(Source data)
------

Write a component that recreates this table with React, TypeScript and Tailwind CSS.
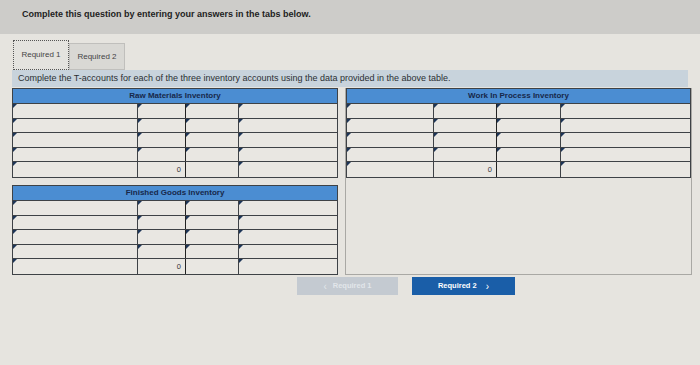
import React from 'react';

type Cell = { input?: boolean; value?: string };

const Marker: React.FC = () => (
  <span className="absolute left-0 top-0 h-0 w-0 border-t-[4px] border-r-[4px] border-t-[#1d3557] border-r-transparent" />
);

const inputRow: Cell[] = [{ input: true }, { input: true }, { input: true }, { input: true }];
const totalRow: Cell[] = [{ input: true }, { value: '0' }, {}, { input: true }];
const rows: Cell[][] = [inputRow, inputRow, inputRow, inputRow, totalRow];

const TAccount: React.FC<{ title: string; cols: string }> = ({ title, cols }) => (
  <div className="border border-[#3e4246] bg-[#e9e7e2]">
    <div className="flex h-[15px] items-center justify-center border-b border-[#3e4246] bg-[#4b8dd2] text-[8px] font-bold text-[#17284a]">
      {title}
    </div>
    {rows.map((row, i) => (
      <div key={i} className={`grid h-[14.6px] ${cols} ${i < rows.length - 1 ? 'border-b border-[#3e4246]' : ''}`}>
        {row.map((cell, j) => (
          <div
            key={j}
            className={`relative flex items-center justify-end pr-[4px] text-[7.5px] text-[#333] ${j < 3 ? 'border-r border-[#3e4246]' : ''} ${j === 1 ? 'border-r-[1.5px] border-r-[#222]' : ''}`}
          >
            {cell.input && <Marker />}
            {cell.value}
          </div>
        ))}
      </div>
    ))}
  </div>
);

const App: React.FC = () => {
  return (
    <div className="h-[365px] w-[700px] overflow-hidden bg-[#e6e4df] font-['Liberation_Sans',Arial,sans-serif]">
      {/* Question header */}
      <div className="flex h-[34px] items-center bg-[#cdccc9] pl-[22px] pb-[4px]">
        <p className="text-[9px] font-bold text-[#222]">Complete this question by entering your answers in the tabs below.</p>
      </div>

      {/* Tabs */}
      <div className="mt-[6px] flex items-end px-[13px]">
        <div className="flex h-[30px] w-[56px] items-center justify-center border border-dotted border-[#555] bg-[#e4e3df] text-[8px] text-[#444]">
          Required 1
        </div>
        <div className="flex h-[27px] w-[56px] items-center justify-center border border-[#c0bfbc] bg-[#d9d8d4] text-[8px] text-[#444]">
          Required 2
        </div>
      </div>

      {/* Instruction */}
      <div className="mx-[12px] flex h-[17px] items-center bg-[#c8d3dc] pl-[6px]">
        <p className="text-[9px] text-[#2b2f33]">
          Complete the T-accounts for each of the three inventory accounts using the data provided in the above table.
        </p>
      </div>

      {/* T-accounts */}
      <div className="ml-[12px] mt-[1px] grid w-[680px] grid-cols-[326px_1fr] gap-[7px]">
        <div className="flex h-[187px] flex-col gap-[7px] border-b border-[#a9a8a4]">
          <TAccount title="Raw Materials Inventory" cols="grid-cols-[125px_48px_53px_1fr]" />
          <TAccount title="Finished Goods Inventory" cols="grid-cols-[125px_48px_53px_1fr]" />
        </div>
        <div className="flex h-[187px] flex-col border-x border-b border-[#a9a8a4]">
          <TAccount title="Work In Process Inventory" cols="grid-cols-[87px_63px_64px_1fr]" />
        </div>
      </div>

      {/* Navigation */}
      <div className="mt-[2px] flex justify-center gap-[14px] pl-[112px]">
        <button className="flex h-[18px] w-[101px] items-center justify-center gap-[6px] bg-[#c4cad1] text-[7.5px] font-bold text-[#e2e6ea]">
          <span className="text-[10px] font-normal">&lsaquo;</span>
          Required 1
        </button>
        <button className="flex h-[18px] w-[103px] items-center justify-center gap-[9px] bg-[#1a5ea8] text-[7.5px] font-bold text-white">
          Required 2
          <span className="text-[10px] font-normal">&rsaquo;</span>
        </button>
      </div>
    </div>
  );
};

export default App;
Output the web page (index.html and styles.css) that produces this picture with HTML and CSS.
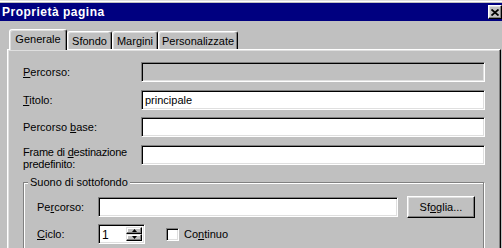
FILE: index.html
```html
<!DOCTYPE html>
<html lang="it">
<head>
  <meta charset="UTF-8">
  <title>Proprietà pagina</title>
  <link rel="stylesheet" href="styles.css">
</head>
<body>
  <div class="window">
    <div class="titlebar">
      <span class="title">Proprietà pagina</span>
      <button class="close">
        <svg width="8" height="7" viewBox="0 0 8 7"><path d="M0.5 0.5 L7.5 6.5 M7.5 0.5 L0.5 6.5" stroke="#000" stroke-width="1.8" fill="none"/></svg>
      </button>
    </div>

    <div class="tabs">
      <div class="tab active w-gen">Generale</div>
      <div class="tab w-sfo">Sfondo</div>
      <div class="tab w-mar">Margini</div>
      <div class="tab w-per">Personalizzate</div>
    </div>

    <div class="panel">
      <div class="form">
        <label class="label"><u>P</u>ercorso:</label>
        <div class="field disabled"></div>

        <label class="label"><u>T</u>itolo:</label>
        <div class="field">principale</div>

        <label class="label">Percorso <u>b</u>ase:</label>
        <div class="field"></div>

        <label class="label multi">Frame di <u>d</u>estinazione<br>predefinito:</label>
        <div class="field"></div>
      </div>

      <div class="group">
        <span class="group-title">Suono di sottofondo</span>
        <div class="group-row first">
          <label class="group-label">Pe<u>r</u>corso:</label>
          <div class="field grow"></div>
          <button class="btn">Sf<u>o</u>glia...</button>
        </div>
        <div class="group-row second">
          <label class="group-label"><u>C</u>iclo:</label>
          <div class="spin">
            <span class="spin-value">1</span>
            <span class="spin-buttons">
              <span class="spin-btn"><svg width="5" height="3" viewBox="0 0 5 3"><path d="M2.5 0 L5 3 L0 3 Z" fill="#000"/></svg></span>
              <span class="spin-btn"><svg width="5" height="3" viewBox="0 0 5 3"><path d="M0 0 L5 0 L2.5 3 Z" fill="#000"/></svg></span>
            </span>
          </div>
          <span class="check"></span>
          <label class="check-label">Co<u>n</u>tinuo</label>
        </div>
      </div>
    </div>
  </div>
</body>
</html>
```

FILE: styles.css
```css
body {
  margin: 0;
  background: #c0c0c0;
  font-family: "Liberation Sans", Arial, sans-serif;
  font-size: 11px;
  color: #000;
}
.window {
  width: 502px;
  height: 248px;
  box-sizing: border-box;
  overflow: hidden;
  border-top: 1px solid #dfdfdf;
  padding-top: 2px;
  box-shadow: inset 0 1px #fff;
}
.titlebar {
  height: 18px;
  background: #000080;
  display: flex;
  align-items: center;
  justify-content: space-between;
}
.title {
  color: #fff;
  font-weight: bold;
  font-size: 12px;
  letter-spacing: 0.5px;
  padding-left: 2px;
}
.close {
  width: 14px;
  height: 14px;
  box-sizing: border-box;
  padding: 0;
  background: #c0c0c0;
  border: 1px solid;
  border-color: #fff #000 #000 #fff;
  box-shadow: inset -1px -1px #808080, inset 1px 1px #dfdfdf;
  display: flex;
  align-items: center;
  justify-content: center;
}

/* linguette */
.tabs {
  display: flex;
  align-items: flex-end;
  height: 20px;
  margin-top: 8px;
  padding-left: 9px;
}
.tab {
  height: 18px;
  box-sizing: border-box;
  border: 1px solid;
  border-bottom: none;
  border-color: #fff #000 transparent #fff;
  border-radius: 3px 3px 0 0;
  box-shadow: inset -1px 0 #808080, inset 1px 1px #dfdfdf;
  display: flex;
  align-items: center;
  justify-content: center;
}
.tab.active {
  height: 21px;
  margin-bottom: -1px;
  padding-bottom: 2px;
  position: relative;
  z-index: 1;
  background: #c0c0c0;
}
.w-gen { width: 58px; }
.w-sfo { width: 45px; }
.w-mar { width: 46px; }
.w-per { width: 80px; }

.panel {
  margin-left: 7px;
  width: 494px;
  height: 220px;
  box-sizing: border-box;
  border: 1px solid;
  border-color: #fff #000 #000 #fff;
  box-shadow: inset -1px -1px #808080, inset 1px 1px #dfdfdf;
  padding: 12px 15px 20px 15px;
}

.form {
  display: grid;
  grid-template-columns: 118px 1fr;
  grid-template-rows: 21px 20px 21px auto;
  row-gap: 7px;
  align-items: start;
}
.label {
  line-height: 20px;
}
.label.multi {
  line-height: 12px;
  padding-top: 1px;
  letter-spacing: -0.2px;
}
.field {
  height: 20px;
  box-sizing: border-box;
  background: #fff;
  border: 1px solid;
  border-color: #808080 #fff #fff #808080;
  box-shadow: inset 1px 1px #000, inset -1px -1px #dfdfdf;
  padding: 0 3px;
  line-height: 18px;
}
.field.disabled {
  background: #c0c0c0;
}

/* gruppo suono */
.group {
  position: relative;
  margin-top: 12px;
  margin-right: 1px;
  border: 1px solid #808080;
  box-shadow: inset 1px 1px #fff, 1px 1px #fff;
  padding: 13px 8px 20px 13px;
}
.group-title {
  position: absolute;
  top: -7px;
  left: 4px;
  padding: 0 2px;
  line-height: 13px;
  background: #c0c0c0;
}
.group-row {
  display: flex;
  align-items: center;
}
.group-row.first {
  height: 22px;
}
.group-row.second {
  height: 20px;
  margin-top: 6px;
}
.group-label {
  width: 61px;
}
.field.grow {
  flex: 1;
}
.btn {
  width: 68px;
  height: 22px;
  margin-left: 9px;
  box-sizing: border-box;
  padding: 0;
  font: inherit;
  background: #c0c0c0;
  border: 1px solid;
  border-color: #fff #000 #000 #fff;
  box-shadow: inset -1px -1px #808080, inset 1px 1px #dfdfdf;
}

.spin {
  width: 47px;
  height: 20px;
  box-sizing: border-box;
  display: flex;
  background: #fff;
  border: 1px solid;
  border-color: #808080 #fff #fff #808080;
  box-shadow: inset 1px 1px #000, inset -1px -1px #dfdfdf;
  padding: 2px;
}
.spin-value {
  flex: 1;
  line-height: 16px;
  padding-left: 1px;
  font-size: 12px;
}
.spin-buttons {
  display: flex;
  flex-direction: column;
  width: 16px;
}
.spin-btn {
  height: 8px;
  box-sizing: border-box;
  background: #c0c0c0;
  border: 1px solid;
  border-color: #dfdfdf #000 #000 #dfdfdf;
  box-shadow: inset -1px -1px #808080, inset 1px 1px #fff;
  display: flex;
  align-items: center;
  justify-content: center;
}

.check {
  width: 13px;
  height: 13px;
  box-sizing: border-box;
  margin-left: 21px;
  background: #fff;
  border: 1px solid;
  border-color: #808080 #fff #fff #808080;
  box-shadow: inset 1px 1px #000, inset -1px -1px #dfdfdf;
}
.check-label {
  margin-left: 5px;
}
```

------

- **TASK DIRECTIONS**:
Restate, line by line and word for word, everything from the top of the material through the line that contains "const rows: Cell[][]". Leave pictures out.

- **REPLY TO THE TASK**:
Write a component that recreates this table with React, TypeScript and Tailwind CSS.
import React from 'react';

type Cell = { input?: boolean; value?: string };

const Marker: React.FC = () => (
  <span className="absolute left-0 top-0 h-0 w-0 border-t-[4px] border-r-[4px] border-t-[#1d3557] border-r-transparent" />
);

const inputRow: Cell[] = [{ input: true }, { input: true }, { input: true }, { input: true }];
const totalRow: Cell[] = [{ input: true }, { value: '0' }, {}, { input: true }];
const rows: Cell[][] = [inputRow, inputRow, inputRow, inputRow, totalRow];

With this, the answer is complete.